Зиму 56-го я помню туманно. Каждый шаг вглубь этого тумана причиняет боль. Из кипы писем вдруг выскакивает отрывок письма совсем другого сорта. Оно написано в Новый год и, очевидно, адресовано другу Хеландеру: "…на следующий день после крещенских праздников начали репетировать "Пер Гюнта", все было бы хорошо, если бы не мое дурное самочувствие. Труппа на уровне, а Макс будет великолепен[3], это можно утверждать уже сейчас. Тяжелее всего по утрам — никогда не просыпаюсь позже половины пятого, внутренности выворачивает наизнанку. И одновременно горелка страха выжигает душу. Не знаю, что это за страх, он не поддается описанию. Возможно, я просто боюсь оказаться не на высоте. По воскресеньям и вторникам (когда у нас нет репетиций) я чувствую себя лучше".

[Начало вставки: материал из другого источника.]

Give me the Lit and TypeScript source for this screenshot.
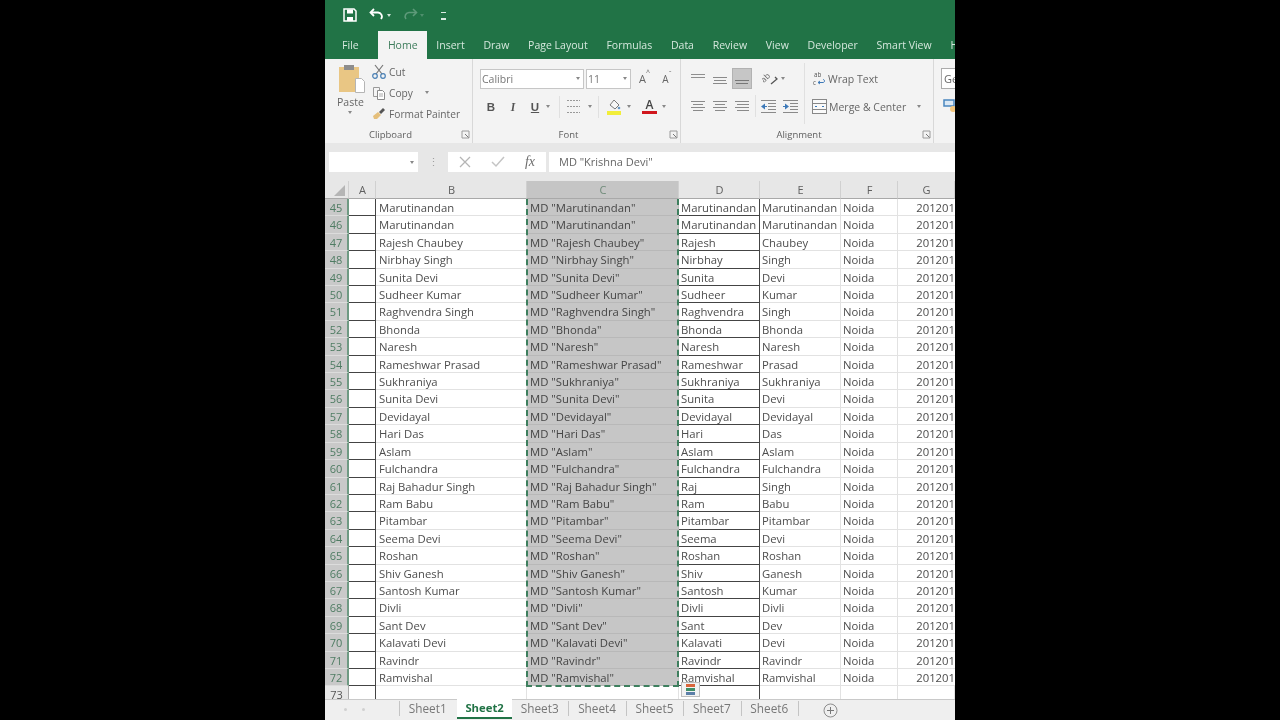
import { LitElement, html, css, svg } from 'lit'
import { customElement } from 'lit/decorators.js'

const NAMES = [
  'Marutinandan', 'Marutinandan', 'Rajesh Chaubey', 'Nirbhay Singh', 'Sunita Devi', 'Sudheer Kumar',
  'Raghvendra Singh', 'Bhonda', 'Naresh', 'Rameshwar Prasad', 'Sukhraniya', 'Sunita Devi', 'Devidayal',
  'Hari Das', 'Aslam', 'Fulchandra', 'Raj Bahadur Singh', 'Ram Babu', 'Pitambar', 'Seema Devi', 'Roshan',
  'Shiv Ganesh', 'Santosh Kumar', 'Divli', 'Sant Dev', 'Kalavati Devi', 'Ravindr', 'Ramvishal',
]
const TABS = ['File', 'Home', 'Insert', 'Draw', 'Page Layout', 'Formulas', 'Data', 'Review', 'View', 'Developer', 'Smart View', 'H']
const COLS = ['A', 'B', 'C', 'D', 'E', 'F', 'G']
const SHEETS = ['Sheet1', 'Sheet2', 'Sheet3', 'Sheet4', 'Sheet5', 'Sheet7', 'Sheet6']

const icon = (w: number, h: number, body: unknown) =>
  html`<svg width=${w} height=${h} viewBox="0 0 ${w} ${h}" fill="none">${body}</svg>`

const lines = (rows: [number, number][], color = '#8a8a8a') =>
  icon(16, 14, rows.map(([x, w], i) => svg`<rect x=${x} y=${2 + i * 3} width=${w} height="1" fill=${color} />`))

const caret = html`<span class="caret"></span>`
const launcher = icon(9, 9, svg`<path d="M1 1h7v7M1 1v7h7" stroke="#9a9a9a" /><path d="M4 4l3.5 3.5" stroke="#777" />`)

const ICONS = {
  save: icon(14, 14, svg`<path d="M1 1h10l2 2v10H1z" stroke="#fff" stroke-width="1.5" /><rect x="4" y="1.5" width="6" height="4" fill="#fff" /><rect x="4" y="9" width="6" height="4" fill="#fff" />`),
  undo: icon(15, 13, svg`<path d="M5 1L1.5 4.5 5 8" stroke="#fff" stroke-width="1.8" /><path d="M2 4.5h6.5a4 4 0 0 1 3.5 6.5" stroke="#fff" stroke-width="1.8" />`),
  redo: icon(15, 13, svg`<path d="M10 1l3.5 3.5L10 8" stroke="#5e9a7a" stroke-width="1.6" /><path d="M13 4.5H6.5A4 4 0 0 0 3 11" stroke="#5e9a7a" stroke-width="1.6" />`),
  paste: icon(30, 30, svg`<rect x="0" y="3" width="20" height="25" fill="#e9c684" /><rect x="5" y="1" width="10" height="5" fill="#8d8d8d" /><path d="M16.500 14.500h6l3 3v11h-9z" fill="#fff" stroke="#b5b5b5" />`),
  cut: icon(14, 15, svg`<path d="M3 1l7 9M11 1L4 10" stroke="#777" stroke-width="1.2" /><circle cx="3" cy="12" r="2.300" stroke="#4a80b5" stroke-width="1.200" /><circle cx="11" cy="12" r="2.300" stroke="#4a80b5" stroke-width="1.200" />`),
  copy: icon(14, 14, svg`<path d="M1.500 1.500h6v9h-6z" fill="#f5f5f5" stroke="#9a9a9a" /><path d="M5.500 4.500h5l2 2v7h-7z" fill="#fff" stroke="#8a8a8a" /><path d="M7 8h4M7 10h4" stroke="#aaa" />`),
  painter: icon(14, 13, svg`<path d="M1 9l5-4 3 3-4 4H2z" fill="#e5bf7b" /><path d="M7 5l4-4 2 2-4 4z" fill="#555" />`),
  grow: html`<span class="font-a">A<i>^</i></span>`,
  shrink: html`<span class="font-a small">A<i>ˇ</i></span>`,
  borders: icon(15, 15, svg`<path d="M1 1.500h13M1 7.500h13M1 13.500h13" stroke="#999" stroke-dasharray="2 1" />`),
  fill: icon(16, 16, svg`<path d="M8 1l5 5-4 4-5-4z" fill="#f6f6f6" stroke="#7a7a7a" /><circle cx="13" cy="9" r="1.300" fill="#6c9ac4" /><rect x="1" y="12" width="14" height="4" fill="#f2ee3a" />`),
  color: html`<span class="font-color">A</span>`,
  orient: icon(17, 16, svg`<text x="2" y="12" font-size="8" fill="#666" font-family="Open Sans" transform="rotate(-45 2 12)">ab</text><path d="M9 13l6-5-2-2" stroke="#555" stroke-width="1.300" />`),
  indentL: icon(15, 14, svg`<path d="M0 1.500h15M7 4.500h8M7 7.500h8M7 10.500h8M0 13.500h15" stroke="#8a8a8a" /><path d="M0 7.500l4-3v6z" fill="#3d79b8" /><path d="M3 7.500h3" stroke="#3d79b8" />`),
  indentR: icon(15, 14, svg`<path d="M0 1.500h15M7 4.500h8M7 7.500h8M7 10.500h8M0 13.500h15" stroke="#8a8a8a" /><path d="M6 7.500l-4-3v6z" fill="#3d79b8" /><path d="M0 7.500h3" stroke="#3d79b8" />`),
  wrap: icon(14, 17, svg`<text x="2" y="6.500" font-size="6.200" fill="#555" font-family="Open Sans">ab</text><text x="1" y="15" font-size="6.200" fill="#555" font-family="Open Sans">c</text><path d="M6 12.500h5c2 0 2-3 0-3" stroke="#3d79b8" /><path d="M8 11l-2 1.500L8 14" stroke="#3d79b8" />`),
  merge: icon(15, 15, svg`<rect x="0.500" y="0.500" width="14" height="14" stroke="#888" fill="#fafafa" /><path d="M0 4.500h15M0 10.500h15" stroke="#888" /><path d="M3 7.500h2M10 7.500h2" stroke="#3d79b8" />`),
  numberFmt: icon(14, 14, svg`<rect x="1" y="1" width="10" height="6" stroke="#4a86bf" stroke-width="1.500" fill="#dbe8f4" /><circle cx="10" cy="10" r="3" fill="#f3c67e" />`),
}

@customElement('app-root')
export class AppRoot extends LitElement {
  static styles = css`
    :host {
      display: block;
      width: 1280px;
      height: 720px;
      background: #000;
      font-family: 'Open Sans', 'Liberation Sans', sans-serif;
      color: #555;
    }
    .app {
      width: 630px;
      height: 720px;
      margin-left: 325px;
      display: flex;
      flex-direction: column;
      overflow: hidden;
      background: #e7e7e7;
      filter: blur(0.35px);
    }

    /* title + tabs */
    .titlebar {
      flex: none;
      height: 59px;
      background: #217346;
      display: flex;
      flex-direction: column;
    }
    .qat {
      height: 31px;
      display: flex;
      align-items: center;
      padding: 0 0 2px 18px;
      box-sizing: border-box;
      gap: 12px;
    }
    .qat .down {
      width: 0;
      height: 0;
      border: 2.5px solid transparent;
      border-top: 3px solid #cfe3d8;
      margin: 3px 0 0 -9px;
    }
    .qat .down.dim {
      border-top-color: #4f8f6d;
      margin-left: -10px;
      margin-right: 5px;
    }
    .qat .custom {
      width: 5px;
      height: 5px;
      border-top: 1px solid #dcebe3;
      border-bottom: 2px solid #dcebe3;
      margin-top: 2px;
    }
    .tabs {
      height: 28px;
      display: flex;
      padding-left: 7.700px;
      white-space: nowrap;
    }
    .tab {
      font-size: 10.500px;
      line-height: 28px;
      color: #d5e8dd;
      padding: 0 9.400px;
    }
    .tab.active {
      background: #f3f3f3;
      color: #3d7c5b;
      margin-left: 10.400px;
    }

    /* ribbon */
    .ribbon {
      flex: none;
      height: 84px;
      background: #f3f3f3;
      display: flex;
      font-size: 11px;
      color: #666;
      white-space: nowrap;
    }
    .group {
      flex: none;
      box-sizing: border-box;
      border-right: 1px solid #d8d8d8;
      display: flex;
      flex-direction: column;
    }
    .group-body {
      flex: 1;
      display: flex;
    }
    .group-foot {
      height: 18px;
      display: grid;
      grid-template-columns: 1fr 9px;
      align-items: center;
      padding: 0 2px 0 0;
      font-size: 9.500px;
      text-align: center;
      color: #606060;
    }
    .group-foot span { padding-right: 5px; }
    .clipboard { width: 148px; }
    .font { width: 208px; }
    .alignment { width: 253px; }
    .number { flex: 1; border-right: 0; padding: 9px 0 0 7px; overflow: hidden; }

    .paste {
      width: 47px;
      padding: 5px 0 0 14px;
      box-sizing: border-box;
      display: flex;
      flex-direction: column;
      font-size: 10.500px;
    }
    .paste svg { margin-bottom: -2px; }
    .paste span { margin: 3px 0 0 -2px; line-height: 14px; }
    .paste .caret { margin: 2px 0 0 9px; }
    .clip-list {
      display: flex;
      flex-direction: column;
      padding-top: 2px;
      gap: 0;
    }
    .clip-item {
      height: 21px;
      display: flex;
      align-items: center;
      gap: 3px;
      font-size: 10.200px;
    }
    .clip-item .caret { margin-left: 9px; }
    .caret {
      display: inline-block;
      width: 0;
      height: 0;
      border: 2.5px solid transparent;
      border-top: 3px solid #888;
      border-bottom: 0;
    }

    .font-body {
      flex-direction: column;
      padding: 9px 0 0 7px;
      gap: 7px;
    }
    .row {
      display: flex;
      align-items: center;
      height: 21px;
    }
    .select {
      box-sizing: border-box;
      height: 20px;
      background: #fff;
      border: 1px solid #c6c6c6;
      display: flex;
      align-items: center;
      justify-content: space-between;
      padding: 0 3px 0 1px;
      font-size: 10.500px;
      color: #777;
    }
    .select.name { width: 104px; margin-right: 2px; }
    .select.size { width: 45px; }
    .font-a {
      font-size: 11px;
      color: #666;
      width: 23px;
      text-align: center;
      position: relative;
    }
    .font-a.small { font-size: 10px; }
    .font-a i { font-size: 7px; position: absolute; top: -3px; margin-left: 0; font-style: normal; }
    .style-btn {
      width: 22px;
      text-align: center;
      font-size: 11.500px;
      font-family: 'Liberation Serif', serif;
      font-weight: 700;
      color: #555;
    }
    .style-btn.sans { font-family: 'Liberation Sans', sans-serif; }
    .style-btn.i { font-style: italic; }
    .style-btn.u { text-decoration: underline; font-family: 'Liberation Sans', sans-serif; }
    .font-color {
      display: block;
      width: 15px;
      text-align: center;
      font-size: 12px;
      font-weight: 600;
      line-height: 12px;
      color: #444;
      border-bottom: 3px solid #d0161d;
    }
    .vsep { width: 1px; height: 22px; background: #e0e0e0; }

    .align-col {
      display: grid;
      grid-template-columns: repeat(3, 22px) 4px repeat(2, 22px);
      grid-auto-rows: 21px;
      row-gap: 6px;
      padding: 9px 0 0 6px;
      align-items: center;
      justify-items: center;
      width: 123px;
      box-sizing: border-box;
    }
    .align-col .selected {
      width: 20px;
      height: 21px;
      background: #c6c6c6;
      border: 1px solid #b2b2b2;
      box-sizing: border-box;
      display: flex;
      align-items: center;
      justify-content: center;
    }
    .orient {
      grid-column: 5 / span 2;
      display: flex;
      align-items: center;
      gap: 2px;
      justify-self: start;
      padding-left: 5px;
    }
    .wrap-col {
      border-left: 1px solid #e0e0e0;
      margin-top: 4px;
      padding: 5px 0 0 7px;
      display: flex;
      flex-direction: column;
      gap: 7px;
      font-size: 10.500px;
      height: 56px;
    }
    .wrap-item {
      display: flex;
      align-items: center;
      height: 21px;
      gap: 2px;
    }
    .wrap-item .caret { margin-left: 9px; }
    .number-box {
      box-sizing: border-box;
      width: 40px;
      height: 21px;
      background: #fff;
      border: 1px solid #ababab;
      font-size: 11px;
      line-height: 19px;
      padding-left: 2px;
    }
    .number-icon {
      margin-top: 10px;
      margin-left: 2px;
    }

    /* formula bar */
    .formula {
      flex: none;
      height: 38px;
      box-sizing: border-box;
      background: #e7e7e7;
      display: flex;
      padding: 9px 0 9px 4px;
      align-items: stretch;
    }
    .namebox {
      width: 89px;
      background: #fff;
      display: flex;
      align-items: center;
      justify-content: flex-end;
      padding-right: 4px;
      box-sizing: border-box;
    }
    .grip {
      width: 30px;
      text-align: center;
      color: #a0a0a0;
      font-size: 11px;
      line-height: 19px;
    }
    .fx-btns {
      width: 98px;
      margin-right: 3px;
      background: #fff;
      display: grid;
      grid-template-columns: 33px 33px 32px;
      align-items: center;
      justify-items: center;
    }
    .fx {
      font-family: 'Liberation Serif', serif;
      font-style: italic;
      font-size: 14px;
      color: #6d6d6d;
    }
    .formula-input {
      flex: 1;
      background: #fff;
      font-size: 11px;
      line-height: 20px;
      padding-left: 10px;
      color: #666;
    }

    /* sheet */
    .sheet {
      flex: none;
      height: 518px;
      overflow: hidden;
      position: relative;
      background: #fff;
      font-size: 11.300px;
      color: #4d4d4d;
    }
    .grid {
      display: grid;
      grid-template-columns: 24px 27px 151px 152px 81px 81px 57px 57px;
      grid-auto-rows: 17.407px;
    }
    .col-head {
      height: 18px;
      background: #e7e7e7;
      border-right: 1px solid #d0d0d0;
      border-bottom: 1px solid #a9a9a9;
      box-sizing: border-box;
      text-align: center;
      font-size: 11px;
      line-height: 17px;
      padding-left: 1px;
      color: #606060;
    }
    .col-head.sel { background: #c5c5c5; color: #6f8b79; }
    .corner { position: relative; }
    .corner::after {
      content: '';
      position: absolute;
      right: 3px;
      bottom: 2px;
      border-style: solid;
      border-width: 0 0 11px 11px;
      border-color: transparent transparent #b5b5b5 transparent;
    }
    .head-row {
      display: grid;
      grid-template-columns: 24px 27px 151px 152px 81px 81px 57px 57px;
    }
    .row-num {
      background: #c9c9c9;
      color: #4f7c63;
      text-align: center;
      font-size: 11px;
      line-height: 17px;
      border-right: 2px solid #6f9a83;
      box-sizing: border-box;
      border-bottom: 1px solid #dcdcdc;
    }
    .row-num.plain { background: #e7e7e7; color: #555; border-right: 1px solid #a9a9a9; }
    .cell {
      box-sizing: border-box;
      border-right: 1px solid #e2e2e2;
      border-bottom: 1px solid #e2e2e2;
      padding-left: 3px;
      line-height: 17px;
      overflow: hidden;
      white-space: nowrap;
    }
    .cell.c { background: #c6c6c6; border-color: #b8b8b8; color: #454545; }
    .cell.a { border-right: 1px solid #444; border-bottom: 1px solid #444; }
    .cell.d { border-right: 1px solid #444; border-bottom: 1px solid #444; padding-left: 2px; }
    .cell.e { padding-left: 2px; }
    .cell.num { text-align: right; border-right: 0; padding-left: 0; }
    .ants {
      position: absolute;
      left: 201px;
      top: 18px;
      width: 153px;
      height: 488px;
      box-sizing: border-box;
      border: 2px dashed #3e7f5e;
      border-top: 0;
      pointer-events: none;
    }
    .paste-tag {
      position: absolute;
      left: 356px;
      top: 501px;
      width: 19px;
      height: 15px;
      box-sizing: border-box;
      background: #f2f2f2;
      border: 1px solid #bdbdbd;
      display: flex;
      align-items: center;
      justify-content: center;
    }

    /* sheet tabs */
    .sheetbar {
      flex: none;
      height: 21px;
      background: #efefef;
      border-top: 1px solid #c9c9c9;
      box-sizing: border-box;
      display: flex;
      align-items: stretch;
      font-size: 11.800px;
      color: #777;
    }
    .nav {
      width: 74px;
      flex: none;
      display: flex;
      gap: 15px;
      padding: 8px 0 0 19px;
      box-sizing: border-box;
    }
    .nav span { width: 3px; height: 3px; background: #d0d0d0; border-radius: 50%; }
    .sheet-tab {
      padding: 0 9.700px 0 8.800px;
      position: relative;
      border-left: 1px solid #c4c4c4;
      height: 15px;
      margin-top: 1px;
      line-height: 14px;
    }
    .sheet-tab:first-of-type { padding-left: 8.300px; }
    .sheet-tab.active {
      height: 20px;
      margin-top: -1px;
      background: #fff;
      color: #217346;
      font-weight: 700;
      font-size: 11.300px;
      line-height: 18px;
      border: 0;
      border-bottom: 2px solid #217346;
      box-sizing: border-box;
      padding: 0 8px;
      margin-left: 1px;
      margin-right: 0;
    }
    .sheet-tab.active + .sheet-tab { border-left: 0; padding-left: 9px; }
    .add {
      margin-left: 24px;
      margin-top: 3px;
    }
  `

  private ribbon() {
    return html`
      <div class="ribbon">
        <div class="group clipboard">
          <div class="group-body">
            <div class="paste">${ICONS.paste}<span>Paste</span>${caret}</div>
            <div class="clip-list">
              <div class="clip-item">${ICONS.cut}<span>Cut</span></div>
              <div class="clip-item">${ICONS.copy}<span>Copy</span>${caret}</div>
              <div class="clip-item">${ICONS.painter}<span>Format Painter</span></div>
            </div>
          </div>
          <div class="group-foot"><span>Clipboard</span>${launcher}</div>
        </div>
        <div class="group font">
          <div class="group-body font-body">
            <div class="row">
              <div class="select name"><span>Calibri</span>${caret}</div>
              <div class="select size"><span>11</span>${caret}</div>
              ${ICONS.grow}${ICONS.shrink}
            </div>
            <div class="row">
              <span class="style-btn sans">B</span>
              <span class="style-btn i">I</span>
              <span class="style-btn u">U</span>
              ${caret}
              <span style="width:9px"></span><span class="vsep"></span><span style="width:6px"></span>
              ${ICONS.borders}<span style="width:7px"></span>${caret}
              <span style="width:6px"></span><span class="vsep"></span><span style="width:7px"></span>
              ${ICONS.fill}<span style="width:5px"></span>${caret}
              <span style="width:11px"></span>${ICONS.color}<span style="width:5px"></span>${caret}
            </div>
          </div>
          <div class="group-foot"><span>Font</span>${launcher}</div>
        </div>
        <div class="group alignment">
          <div class="group-body">
            <div class="align-col">
              ${lines([[1, 14], [1, 14]], '#8f8f8f')}
              ${lines([[0, 0], [1, 14], [2, 12], [1, 14]])}
              <div class="selected">${lines([[0, 0], [0, 0], [1, 14], [2, 12]], '#777')}</div>
              <span></span>
              <div class="orient">${ICONS.orient}${caret}</div>
              ${lines([[1, 14], [3, 10], [1, 14], [3, 10]])}
              ${lines([[1, 14], [3, 10], [1, 14], [3, 10]])}
              ${lines([[1, 14], [3, 12], [1, 14], [3, 12]])}
              <span class="vsep"></span>
              ${ICONS.indentL}${ICONS.indentR}
            </div>
            <div class="wrap-col">
              <div class="wrap-item">${ICONS.wrap}<span>Wrap Text</span></div>
              <div class="wrap-item">${ICONS.merge}<span>Merge &amp; Center</span>${caret}</div>
            </div>
          </div>
          <div class="group-foot"><span>Alignment</span>${launcher}</div>
        </div>
        <div class="group number">
          <div class="number-box">General</div>
          <div class="number-icon">${ICONS.numberFmt}</div>
        </div>
      </div>
    `
  }

  private sheet() {
    return html`
      <div class="sheet">
        <div class="head-row">
          <div class="col-head corner"></div>
          ${COLS.map((c) => html`<div class="col-head ${c === 'C' ? 'sel' : ''}">${c}</div>`)}
        </div>
        <div class="grid">
          ${NAMES.map((name, i) => {
            const parts = name.split(' ')
            return html`
              <div class="row-num">${45 + i}</div>
              <div class="cell a"></div>
              <div class="cell">${name}</div>
              <div class="cell c">MD "${name}"</div>
              <div class="cell d">${parts[0]}</div>
              <div class="cell e">${parts[parts.length - 1]}</div>
              <div class="cell e">Noida</div>
              <div class="cell num">201201</div>
            `
          })}
          <div class="row-num plain">73</div>
          <div class="cell a"></div>
          <div class="cell"></div>
          <div class="cell"></div>
          <div class="cell d"></div>
          <div class="cell"></div>
          <div class="cell"></div>
          <div class="cell"></div>
        </div>
        <div class="ants"></div>
        <div class="paste-tag">
          ${icon(11, 11, svg`<rect x="1" y="0" width="9" height="3" fill="#d9663c" /><rect x="1" y="4" width="9" height="3" fill="#3f8f66" /><rect x="1" y="8" width="9" height="3" fill="#5c7fa8" />`)}
        </div>
      </div>
    `
  }

  render() {
    return html`
      <div class="app">
        <div class="titlebar">
          <div class="qat">
            ${ICONS.save}${ICONS.undo}<span class="down"></span>${ICONS.redo}<span class="down dim"></span><span class="custom"></span>
          </div>
          <div class="tabs">
            ${TABS.map((t) => html`<div class="tab ${t === 'Home' ? 'active' : ''}">${t}</div>`)}
          </div>
        </div>
        ${this.ribbon()}
        <div class="formula">
          <div class="namebox">${caret}</div>
          <div class="grip">⋮</div>
          <div class="fx-btns">
            ${icon(12, 12, svg`<path d="M1 1l10 10M11 1L1 11" stroke="#b5b5b5" stroke-width="1.300" />`)}
            ${icon(14, 12, svg`<path d="M1 6l4 4 8-9" stroke="#c4c4c4" stroke-width="1.500" />`)}
            <span class="fx">fx</span>
          </div>
          <div class="formula-input">MD "Krishna Devi"</div>
        </div>
        ${this.sheet()}
        <div class="sheetbar">
          <div class="nav"><span></span><span></span></div>
          ${SHEETS.map((s) => html`<div class="sheet-tab ${s === 'Sheet2' ? 'active' : ''}">${s}</div>`)}
          <div class="sheet-tab" style="padding:0"></div>
          <div class="add">
            ${icon(15, 15, svg`<circle cx="7.500" cy="7.500" r="6.500" stroke="#8d8d8d" /><path d="M7.500 4v7M4 7.500h7" stroke="#777" />`)}
          </div>
        </div>
      </div>
    `
  }
}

И так далее. Письмо не отослано. Вероятно, я полагал, что чересчур разнылся, а нытье бессмысленно. Я не очень-то терплю нытье — ни свое собственное, ни чужое. Неизмеримое преимущество и в то же время недостаток режиссерского труда состоит в том, что здесь не бывает виновных. Практически каждый человек при случае может кого-то обвинить или на что-то сослаться. Но не режиссеры. Они обладают непостижимой возможностью создавать собственную действительность или судьбу, или жизнь, или назовите это как хотите. Я не раз обретал утешение в данной мысли, горькое утешение, приправленное долей досады.